PROBLEM TO WORK ON: Return all lines where the word "with" can be found.

━━━━

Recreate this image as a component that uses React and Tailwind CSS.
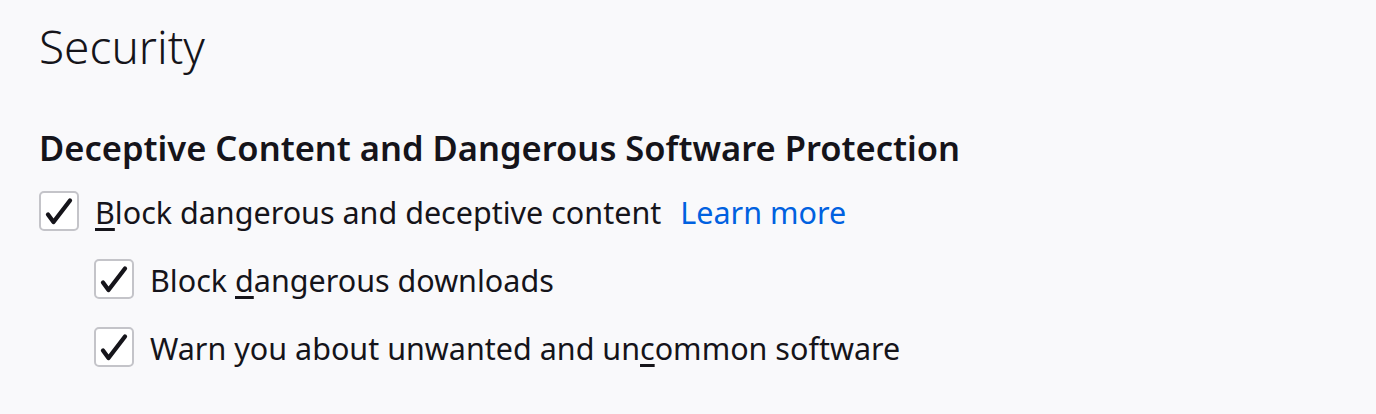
import React from "react";

function Check() {
  return (
    <span className="flex h-[40px] w-[40px] shrink-0 items-center justify-center rounded-[5px] border-2 border-[#c4c4c9] bg-white">
      <svg width="40" height="40" viewBox="0 0 40 40" className="-m-[2px] shrink-0">
        <path d="M9 23.5 L14.5 31 L31 9.5" fill="none" stroke="#15141a" strokeWidth="4.3" strokeLinecap="round" strokeLinejoin="round" />
      </svg>
    </span>
  );
}

function Row({ children, indent }) {
  return (
    <label className={`flex h-[40px] items-center gap-[16px] ${indent ? "ml-[55px]" : ""}`}>
      <Check />
      <span className="pt-[4px] text-[30.5px] leading-none whitespace-nowrap">{children}</span>
    </label>
  );
}

export default function App() {
  return (
    <div
      className="h-[414px] w-full bg-[#f9f9fb] px-[39px] text-[#15141a]"
      style={{ fontFamily: '"Noto Sans", sans-serif' }}
    >
      <h1 className="pt-[23px] text-[46px] font-light leading-none">Security</h1>
      <h2 className="mt-[62px] text-[34.5px] font-semibold leading-none whitespace-nowrap">
        Deceptive Content and Dangerous Software Protection
      </h2>
      <div className="mt-[25px] flex flex-col gap-[28px]">
        <Row>
          <span>
            <u className="underline-offset-4">B</u>lock dangerous and deceptive content
          </span>
          <a className="ml-[19px] text-[#0061e0]">Learn more</a>
        </Row>
        <Row indent>
          Block <u className="underline-offset-4">d</u>angerous downloads
        </Row>
        <Row indent>
          Warn you about unwanted and un<u className="underline-offset-4">c</u>ommon software
        </Row>
      </div>
    </div>
  );
}
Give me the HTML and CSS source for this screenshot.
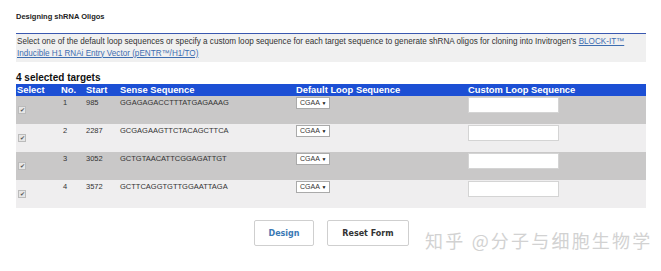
FILE: index.html
```
<!DOCTYPE html>
<html lang="en">
<head>
  <meta charset="UTF-8">
  <title>Designing shRNA Oligos</title>
  <link rel="stylesheet" href="styles.css">
</head>
<body>
  <div class="page">
    <h3 class="title">Designing shRNA Oligos</h3>

    <div class="intro">
      Select one of the default loop sequences or specify a custom loop sequence for each target sequence to generate shRNA oligos for cloning into Invitrogen's <a href="#">BLOCK-IT™ Inducible H1 RNAi Entry Vector (pENTR™/H1/TO)</a>
    </div>

    <h4 class="count">4 selected targets</h4>

    <table class="targets">
      <colgroup>
        <col class="c-select">
        <col class="c-no">
        <col class="c-start">
        <col class="c-seq">
        <col class="c-loop">
        <col class="c-custom">
      </colgroup>
      <thead>
        <tr>
          <th>Select</th>
          <th>No.</th>
          <th>Start</th>
          <th>Sense Sequence</th>
          <th>Default Loop Sequence</th>
          <th>Custom Loop Sequence</th>
        </tr>
      </thead>
      <tbody>
        <tr class="dark">
          <td class="chk"><span class="box">✔</span></td>
          <td class="num">1</td>
          <td>985</td>
          <td>GGAGAGACCTTTATGAGAAAG</td>
          <td><span class="drop">CGAA <i>▼</i></span></td>
          <td><span class="field"></span></td>
        </tr>
        <tr>
          <td class="chk"><span class="box">✔</span></td>
          <td class="num">2</td>
          <td>2287</td>
          <td>GCGAGAAGTTCTACAGCTTCA</td>
          <td><span class="drop">CGAA <i>▼</i></span></td>
          <td><span class="field"></span></td>
        </tr>
        <tr class="dark">
          <td class="chk"><span class="box">✔</span></td>
          <td class="num">3</td>
          <td>3052</td>
          <td>GCTGTAACATTCGGAGATTGT</td>
          <td><span class="drop">CGAA <i>▼</i></span></td>
          <td><span class="field"></span></td>
        </tr>
        <tr>
          <td class="chk"><span class="box">✔</span></td>
          <td class="num">4</td>
          <td>3572</td>
          <td>GCTTCAGGTGTTGGAATTAGA</td>
          <td><span class="drop">CGAA <i>▼</i></span></td>
          <td><span class="field"></span></td>
        </tr>
      </tbody>
    </table>

    <div class="actions">
      <button class="btn btn-design">Design</button>
      <button class="btn">Reset Form</button>
    </div>

    <div class="watermark">知乎 @分子与细胞生物学</div>
  </div>
</body>
</html>
```

FILE: styles.css
```
/* mise en page generale */
body {
  margin: 0;
  background: #fff;
  font-family: "Liberation Sans", Arial, sans-serif;
  color: #333;
}

.page {
  position: relative;
  width: 630px;
  padding: 12px 0 24px 16px;
}

.title {
  margin: 0;
  font-size: 7.5px;
  line-height: 9px;
  font-weight: bold;
  color: #222;
}

.intro {
  margin-top: 12px;
  border-top: 1px solid #3a58b0;
  background: #f0f0f0;
  padding: 2px 4px 3px 1px;
  font-size: 8.15px;
  line-height: 11.5px;
  color: #333;
}

.intro a {
  color: #3d6db0;
}

.count {
  margin: 10px 0 0 0;
  font-size: 10px;
  line-height: 12px;
  font-weight: bold;
  color: #111;
}

.targets {
  width: 630px;
  border-collapse: collapse;
  table-layout: fixed;
  margin-top: 0;
}

.c-select { width: 44px; }
.c-no { width: 25px; }
.c-start { width: 34px; }
.c-seq { width: 176px; }
.c-loop { width: 172px; }
.c-custom { width: 179px; }

.targets th {
  background: #1c4fd4;
  color: #fff;
  font-size: 9.4px;
  font-weight: bold;
  text-align: left;
  height: 12px;
  padding: 0 0 0 1px;
  line-height: 12px;
}

.targets td {
  height: 28px;
  padding: 1px 0 0 1px;
  vertical-align: top;
  font-size: 7.5px;
  line-height: 11px;
  background: #efeeef;
  color: #333;
  box-sizing: border-box;
}

.targets tr.dark td {
  background: #c9c8c8;
}

.targets td.chk {
  vertical-align: middle;
  padding: 0 0 2px 2px;
}

.targets td.num {
  padding-left: 3px;
}

.box {
  display: inline-block;
  width: 6px;
  height: 6px;
  background: #e6e6e6;
  border: 1px solid #bbb;
  font-size: 6px;
  line-height: 6px;
  text-align: center;
  color: #555;
  vertical-align: middle;
}

.drop {
  display: inline-block;
  background: #fff;
  border: 1px solid #aaa;
  padding: 0 3px;
  font-size: 7px;
  line-height: 10px;
  color: #333;
}

.drop i {
  font-style: normal;
  font-size: 5px;
  color: #111;
}

.field {
  display: block;
  width: 91px;
  height: 16px;
  background: #fff;
  border: 1px solid #d4d4d4;
  box-sizing: border-box;
}

.actions {
  display: flex;
  gap: 13px;
  padding: 12px 0 0 238px;
}

.btn {
  height: 26px;
  padding: 0;
  background: #fff;
  border: 1px solid #cfcfcf;
  border-radius: 2px;
  font-family: "DejaVu Sans", Verdana, sans-serif;
  font-size: 8px;
  font-weight: bold;
  color: #333;
  width: 82px;
}

.btn-design {
  width: 60px;
  color: #3a78b4;
}

.watermark {
  position: absolute;
  left: 425px;
  top: 229px;
  font-family: "Noto Sans CJK SC", sans-serif;
  font-size: 18px;
  line-height: 22px;
  letter-spacing: 2.2px;
  color: #d2d2d2;
  text-shadow: 0 0 1px #fff;
  white-space: nowrap;
}
```
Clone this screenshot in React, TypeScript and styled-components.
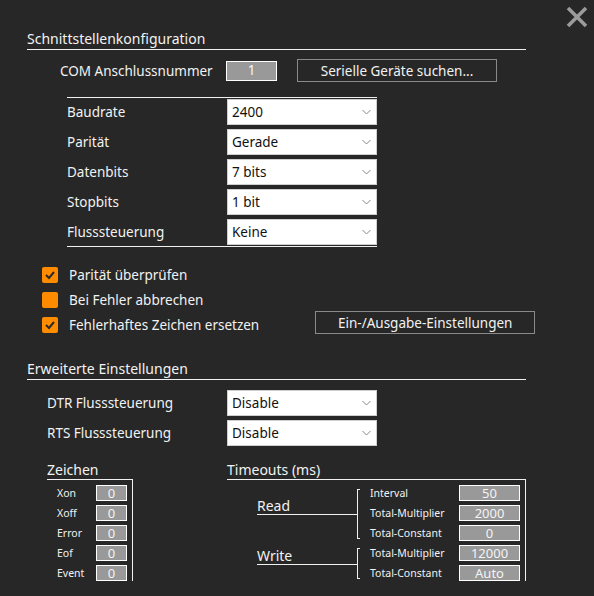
import React from "react";
import styled, { createGlobalStyle } from "styled-components";

const Global = createGlobalStyle`
  html, body { margin: 0; padding: 0; background: #272727; }
  body { font-family: "Noto Sans", "Open Sans", sans-serif; color: #f2f2f2; }
  * { box-sizing: border-box; }
`;

const Window = styled.div`
  position: relative;
  width: 594px;
  height: 596px;
  background: #272727;
  overflow: hidden;
`;

const Close = styled.button`
  position: absolute;
  top: 5px;
  right: 5px;
  width: 24px;
  height: 24px;
  padding: 0;
  border: 0;
  background: transparent;
  display: flex;
  align-items: center;
  justify-content: center;
`;

const Content = styled.div`
  height: 581px;
  overflow: hidden;
  padding-left: 27px;
  display: flex;
  flex-direction: column;
`;

const SectionTitle = styled.div<{ $top: number }>`
  width: 499px;
  margin-top: ${(p) => p.$top}px;
  height: 21px;
  line-height: 19px;
  font-size: 14px;
  border-bottom: 1px solid #f0f0f0;
`;

const ComRow = styled.div`
  display: flex;
  align-items: center;
  margin-top: 9px;
  padding-left: 33px;
  height: 23px;
`;

const Label = styled.div<{ $w: number }>`
  width: ${(p) => p.$w}px;
  font-size: 13.5px;
  white-space: nowrap;
`;

const ValueBox = styled.div<{ $w: number; $h: number; $size?: number }>`
  width: ${(p) => p.$w}px;
  height: ${(p) => p.$h}px;
  background: #999999;
  border: 1px solid #ffffff;
  color: #f4f4f4;
  font-size: ${(p) => p.$size ?? 13}px;
  display: flex;
  align-items: center;
  justify-content: center;
  line-height: 1;
`;

const OutlineButton = styled.button<{ $w: number }>`
  width: ${(p) => p.$w}px;
  height: 23px;
  background: transparent;
  border: 1px solid #8a8a8a;
  color: #f2f2f2;
  font-family: "Noto Sans", "Open Sans", sans-serif;
  font-size: 13.5px;
  padding: 0;
  line-height: 20px;
`;

const ButtonSlot = styled.div<{ $ml?: number; $mt?: number }>`
  margin-left: ${(p) => (p.$ml === undefined ? "auto" : `${p.$ml}px`)};
  margin-top: ${(p) => p.$mt ?? 0}px;
`;

const SettingsBlock = styled.div`
  margin-top: 15px;
  margin-left: 40px;
  width: 310px;
  border-top: 1px solid #f0f0f0;
  border-bottom: 1px solid #f0f0f0;
  padding: 1px 0 1px;
  display: flex;
  flex-direction: column;
  gap: 4px;
`;

const FieldRow = styled.div<{ $indent?: number; $top?: number }>`
  display: flex;
  align-items: center;
  height: 26px;
  margin-left: ${(p) => p.$indent ?? 0}px;
  margin-top: ${(p) => p.$top ?? 0}px;
`;

const SelectBox = styled.div`
  width: 150px;
  height: 26px;
  background: #ffffff;
  border: 1px solid #cfcfcf;
  color: #111;
  font-size: 13.5px;
  display: flex;
  align-items: center;
  justify-content: space-between;
  padding: 0 5px 0 4px;
`;

const CheckGroup = styled.div`
  margin-top: 20px;
  margin-left: 15px;
  display: flex;
  flex-direction: column;
  gap: 9px;
`;

const CheckRow = styled.div`
  display: flex;
  align-items: center;
  height: 16px;
`;

const Box = styled.span`
  width: 16px;
  height: 16px;
  border-radius: 2px;
  background: #ff8c00;
  display: flex;
  align-items: center;
  justify-content: center;
  flex: none;
`;

const CheckText = styled.span`
  margin-left: 11px;
  font-size: 13.5px;
  white-space: nowrap;
`;

const LowerGrid = styled.div`
  display: flex;
  margin-top: 14px;
  padding-left: 20px;
  flex: 1;
  min-height: 0;
`;

const Column = styled.div<{ $w: number; $ml: number }>`
  width: ${(p) => p.$w}px;
  margin-left: ${(p) => p.$ml}px;
  display: flex;
  flex-direction: column;
`;

const SubTitle = styled.div`
  height: 21px;
  line-height: 19px;
  font-size: 14px;
  border-bottom: 1px solid #f0f0f0;
`;

const FramedBody = styled.div`
  flex: 1;
  border-right: 1px solid #f0f0f0;
  padding-top: 5px;
  display: flex;
  flex-direction: column;
  gap: 4px;
`;

const SmallRow = styled.div<{ $pl: number }>`
  display: flex;
  align-items: center;
  height: 16px;
  padding-left: ${(p) => p.$pl}px;
`;

const SmallLabel = styled.span<{ $w: number }>`
  width: ${(p) => p.$w}px;
  font-size: 10.5px;
  white-space: nowrap;
`;

const Group = styled.div`
  display: flex;
  align-items: center;
  padding-left: 30px;
`;

const GroupTag = styled.div`
  width: 100px;
  padding-bottom: 14px;
  display: flex;
  flex-direction: column;
`;

const GroupName = styled.div`
  height: 18px;
  line-height: 17px;
  font-size: 14px;
  border-bottom: 1px solid #f0f0f0;
`;

const Bracket = styled.div<{ $top: number; $bottom: number }>`
  align-self: stretch;
  width: 3px;
  margin-top: ${(p) => p.$top}px;
  margin-bottom: ${(p) => p.$bottom}px;
  border: 1px solid #f0f0f0;
  border-right: 0;
`;

const GroupEntries = styled.div`
  display: flex;
  flex-direction: column;
  gap: 4px;
  margin-left: 10px;
`;

const Chevron = () => (
  <svg width="9" height="6" viewBox="0 0 9 6">
    <polyline points="0.5,1 4.5,5 8.5,1" fill="none" stroke="#888" strokeWidth="1" />
  </svg>
);

const Select = ({ value }: { value: string }) => (
  <SelectBox>
    <span>{value}</span>
    <Chevron />
  </SelectBox>
);

const Check = ({ on, text }: { on: boolean; text: string }) => (
  <>
    <Box>
      {on && (
        <svg width="12" height="10" viewBox="0 0 12 10">
          <polyline points="2,5 5,8 10,2" fill="none" stroke="#2a2a2a" strokeWidth="2" />
        </svg>
      )}
    </Box>
    <CheckText>{text}</CheckText>
  </>
);

const serial = [
  ["Baudrate", "2400"],
  ["Parität", "Gerade"],
  ["Datenbits", "7 bits"],
  ["Stopbits", "1 bit"],
  ["Flusssteuerung", "Keine"],
];

const chars = ["Xon", "Xoff", "Error", "Eof", "Event"];

const readRows = [
  ["Interval", "50"],
  ["Total-Multiplier", "2000"],
  ["Total-Constant", "0"],
];
const writeRows = [
  ["Total-Multiplier", "12000"],
  ["Total-Constant", "Auto"],
];

const Entries = ({ rows }: { rows: string[][] }) => (
  <GroupEntries>
    {rows.map(([l, v]) => (
      <SmallRow key={l} $pl={0}>
        <SmallLabel $w={89}>{l}</SmallLabel>
        <ValueBox $w={61} $h={16}>{v}</ValueBox>
      </SmallRow>
    ))}
  </GroupEntries>
);

export default function App() {
  return (
    <>
      <Global />
      <Window>
        <Close aria-label="Schließen">
          <svg width="22" height="22" viewBox="0 0 22 22">
            <path d="M2 2 L20 20 M20 2 L2 20" stroke="#9b9b9b" strokeWidth="3.6" />
          </svg>
        </Close>
        <Content>
          <SectionTitle $top={29}>Schnittstellenkonfiguration</SectionTitle>
          <ComRow>
            <Label $w={166}>COM Anschlussnummer</Label>
            <ValueBox $w={51} $h={20} $size={13.5}>1</ValueBox>
            <ButtonSlot $ml={20}>
              <OutlineButton $w={200}>Serielle Geräte suchen...</OutlineButton>
            </ButtonSlot>
          </ComRow>
          <SettingsBlock>
            {serial.map(([l, v]) => (
              <FieldRow key={l}>
                <Label $w={160}>{l}</Label>
                <Select value={v} />
              </FieldRow>
            ))}
          </SettingsBlock>
          <CheckGroup>
            <CheckRow>
              <Check on text="Parität überprüfen" />
            </CheckRow>
            <CheckRow>
              <Check on={false} text="Bei Fehler abbrechen" />
            </CheckRow>
            <CheckRow>
              <Check on text="Fehlerhaftes Zeichen ersetzen" />
              <ButtonSlot $ml={56} $mt={-5}>
                <OutlineButton $w={220}>Ein-/Ausgabe-Einstellungen</OutlineButton>
              </ButtonSlot>
            </CheckRow>
          </CheckGroup>
          <SectionTitle $top={26}>Erweiterte Einstellungen</SectionTitle>
          <FieldRow $indent={20} $top={10}>
            <Label $w={180}>DTR Flusssteuerung</Label>
            <Select value="Disable" />
          </FieldRow>
          <FieldRow $indent={20} $top={4}>
            <Label $w={180}>RTS Flusssteuerung</Label>
            <Select value="Disable" />
          </FieldRow>
          <LowerGrid>
            <Column $w={86} $ml={0}>
              <SubTitle>Zeichen</SubTitle>
              <FramedBody>
                {chars.map((c) => (
                  <SmallRow key={c} $pl={10}>
                    <SmallLabel $w={39}>{c}</SmallLabel>
                    <ValueBox $w={31} $h={16}>0</ValueBox>
                  </SmallRow>
                ))}
              </FramedBody>
            </Column>
            <Column $w={299} $ml={94}>
              <SubTitle>Timeouts (ms)</SubTitle>
              <FramedBody>
                <Group>
                  <GroupTag>
                    <GroupName>Read</GroupName>
                  </GroupTag>
                  <Bracket $top={4} $bottom={2} />
                  <Entries rows={readRows} />
                </Group>
                <Group>
                  <GroupTag>
                    <GroupName>Write</GroupName>
                  </GroupTag>
                  <Bracket $top={3} $bottom={2} />
                  <Entries rows={writeRows} />
                </Group>
              </FramedBody>
            </Column>
          </LowerGrid>
        </Content>
      </Window>
    </>
  );
}
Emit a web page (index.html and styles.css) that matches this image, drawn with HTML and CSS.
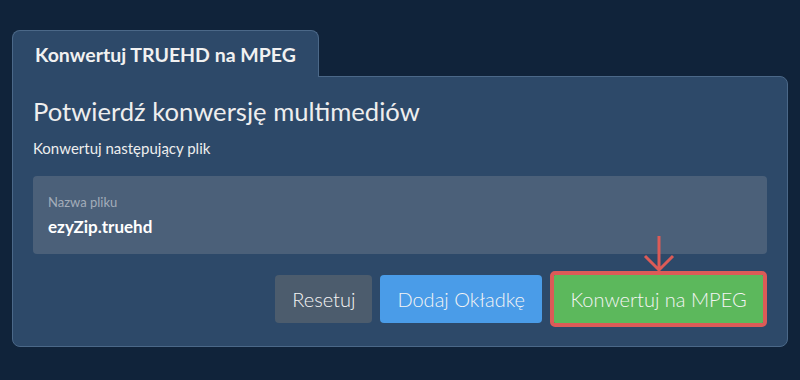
FILE: index.html
```html
<!DOCTYPE html>
<html lang="pl">
<head>
  <meta charset="UTF-8">
  <title>Konwertuj TRUEHD na MPEG</title>
  <meta name="viewport" content="width=device-width, initial-scale=1">
  <link rel="stylesheet" href="styles.css">
</head>
<body>
  <div class="wrap">
    <div class="tab">Konwertuj TRUEHD na MPEG</div>
    <div class="panel">
      <h1 class="title">Potwierdź konwersję multimediów</h1>
      <p class="subtitle">Konwertuj następujący plik</p>

      <div class="file-box">
        <div class="file-label">Nazwa pliku</div>
        <div class="file-name">ezyZip.truehd</div>
      </div>

      <div class="actions">
        <button class="btn btn-reset">Resetuj</button>
        <button class="btn btn-cover">Dodaj Okładkę</button>
        <div class="convert-wrap">
          <!-- arrow pointing at the main action -->
          <svg class="arrow" width="32" height="38" viewBox="0 0 32 38">
            <path d="M16 1 V35 M2 21 L16 35 L30 21" fill="none" stroke="#dc5b57" stroke-width="3"/>
          </svg>
          <button class="btn btn-convert">Konwertuj na MPEG</button>
        </div>
      </div>
    </div>
  </div>
</body>
</html>
```

FILE: styles.css
```css
* {
  margin: 0;
  padding: 0;
  box-sizing: border-box;
}

html, body {
  height: 100%;
  font-family: Lato, 'Noto Sans', sans-serif;
  background: #10233a;
  color: #f1f1f1;
}

.wrap {
  padding: 30px 12px 0 12px;
}

.tab {
  display: inline-flex;
  align-items: center;
  height: 47px;
  padding: 0 22px;
  background: #2d4969;
  border: 1px solid #4b6888;
  border-bottom: none;
  border-radius: 8px 8px 0 0;
  font-size: 19.5px;
  font-weight: bold;
  position: relative;
  z-index: 2;
  margin-bottom: -1px;
}

.panel {
  background: #2d4969;
  border: 1px solid #4b6888;
  border-radius: 0 8px 8px 8px;
  padding: 19px 20px 19px 20px;
}

.title {
  font-size: 25.6px;
  font-weight: normal;
  line-height: 1.2;
  color: #eeeeee;
}

.subtitle {
  font-size: 15px;
  line-height: 1.2;
  margin-top: 12px;
  color: #eeeeee;
}

.file-box {
  margin-top: 19px;
  background: #4b6079;
  border-radius: 4px;
  padding: 18px 15px 17px 15px;
}

.file-label {
  font-size: 13px;
  line-height: 16px;
  color: #a3adba;
}

.file-name {
  margin-top: 7px;
  font-size: 17px;
  font-weight: bold;
  line-height: 1.2;
  color: #ffffff;
}

.actions {
  margin-top: 17px;
  display: flex;
  justify-content: flex-end;
  align-items: center;
  gap: 8px;
}

.btn {
  font-family: Lato, 'Noto Sans', sans-serif;
  font-size: 20px;
  font-weight: 300;
  color: #f4f4f4;
  border: none;
  border-radius: 4px;
  height: 48px;
  padding: 0 17px;
  white-space: nowrap;
  cursor: pointer;
}

.btn-reset {
  background: #4c5c6d;
}

.btn-cover {
  background: #4a9ce8;
}

.convert-wrap {
  position: relative;
  border: 4px solid #dc5b57;
  border-radius: 5px;
}

.btn-convert {
  display: block;
  background: #5cb85c;
  border-radius: 1px;
  width: 209px;
  padding: 0;
}

.arrow {
  position: absolute;
  left: 50%;
  bottom: 100%;
  margin-bottom: 2px;
  transform: translateX(-50%);
}
```
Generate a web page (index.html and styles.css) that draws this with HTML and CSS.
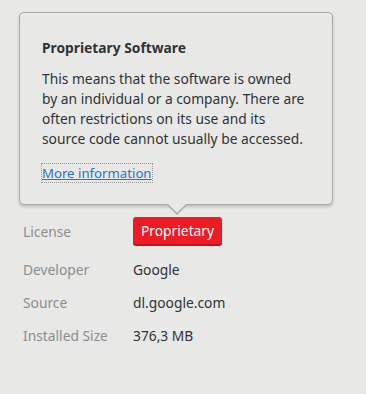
FILE: index.html
```html
<!DOCTYPE html>
<html lang="en">
<head>
  <meta charset="UTF-8">
  <meta name="viewport" content="width=device-width, initial-scale=1">
  <title>Software Details</title>
  <link rel="stylesheet" href="styles.css">
</head>
<body>
  <div class="popover">
    <h2>Proprietary Software</h2>
    <p>This means that the software is owned by an individual or a company. There are often restrictions on its use and its source code cannot usually be accessed.</p>
    <a href="#" class="more-link">More information</a>
  </div>

  <div class="details">
    <span class="label">License</span>
    <span class="value"><span class="badge">Proprietary</span></span>
    <span class="label">Developer</span>
    <span class="value">Google</span>
    <span class="label">Source</span>
    <span class="value">dl.google.com</span>
    <span class="label">Installed Size</span>
    <span class="value">376,3 MB</span>
  </div>
</body>
</html>
```

FILE: styles.css
```css
* {
  margin: 0;
  padding: 0;
  box-sizing: border-box;
  font-family: "Noto Sans", sans-serif;
}

body {
  background: #e8e8e7;
  color: #2e3436;
  width: 366px;
  height: 394px;
  overflow: hidden;
}

.popover {
  position: relative;
  width: 314px;
  height: 193px;
  margin: 12px 0 0 19px;
  padding: 26px 26px 0 22px;
  background: #e8e8e7;
  border: 1px solid #a9a9a7;
  border-radius: 5px;
  box-shadow: 0 2px 3px rgba(0, 0, 0, 0.18);
}

.popover::before,
.popover::after {
  content: '';
  position: absolute;
  left: 147px;
  width: 0;
  height: 0;
  border-left: 10px solid transparent;
  border-right: 10px solid transparent;
}

.popover::before {
  bottom: -11px;
  border-top: 10px solid #a9a9a7;
}

.popover::after {
  bottom: -9px;
  border-top: 10px solid #e8e8e7;
}

.popover h2 {
  font-size: 13.8px;
  font-weight: bold;
  line-height: 18px;
  margin-bottom: 12px;
}

.popover p {
  font-size: 13.8px;
  line-height: 20px;
  margin-bottom: 12px;
}

.more-link {
  font-size: 13.2px;
  line-height: 16px;
  color: #2a76c6;
  text-decoration: underline;
  outline: 1px dotted #9a9a9a;
}

.details {
  display: grid;
  grid-template-columns: 110px auto;
  row-gap: 14px;
  align-items: center;
  margin: 12px 0 0 23px;
  font-size: 13.8px;
}

.label {
  color: #8b8e8f;
}

.value {
  color: #2e3436;
}

.badge {
  display: inline-block;
  padding: 5px 8px 5px 8px;
  background: #ed1c24;
  color: #fff;
  border-radius: 3px;
  border-bottom: 2px solid #c4141a;
  line-height: 17px;
}
```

━━━━

THE SOLUTION:
Emit a web page (index.html and styles.css) that matches this image, drawn with HTML and CSS.
Generate a web page (index.html and styles.css) that draws this with HTML and CSS.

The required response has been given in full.